La bibliographie, l'histoire de nos vieilles impressions et celle de nos vieilles cartes, doivent beaucoup à l'érudit scrupuleux, laborieux et modeste qui s'est éteint à Blankenberghe, le 27 août 1934, à l'âge de 78 ans. Dans un recueil consacré à ces disciplines, il importe d'évoquer un instant sa mémoire et de rendre à son activité scientifique l'hommage qu'elle mérite. Ce devoir s'impose d'autant plus, que Fernand Van Ortroy collabora au Compas d'Or et lui donna deux de ses meilleurs travaux: l'un, en 1924, traitant d'une dynastie d'imprimeurs, Les Van Bomberghen d'Anvers, l'autre, en 1929, consacré à une famille de cartographes, Les Verbist.

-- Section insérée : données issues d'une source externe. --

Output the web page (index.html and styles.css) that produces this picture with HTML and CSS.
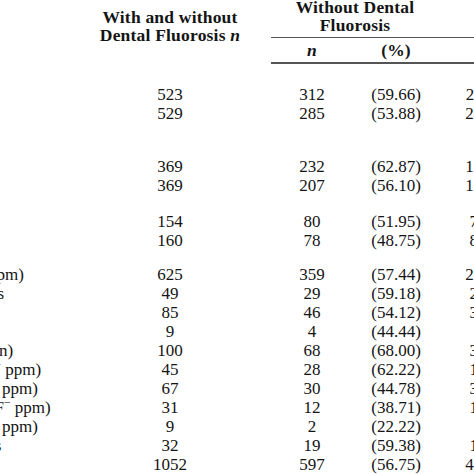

Nous touchons ici les deux domaines auxquels cet ancien officier de cavalerie, devenu en 1899, à quarante-trois ans, professeur de géographie à l'Université de Gand, consacra le meilleur de ses efforts: le passé de notre typographie, d'une part, les grandes figures et les oeuvres importantes de l'école cartographique des anciens Pays-Bas, de l'autre. Quiconque s'est quelque peu occupé de ces sujets, sait, d'ailleurs, quels liens étroits les unissent, particulièrement pour ce qui concerne le XVIe et le XVIIe siècle.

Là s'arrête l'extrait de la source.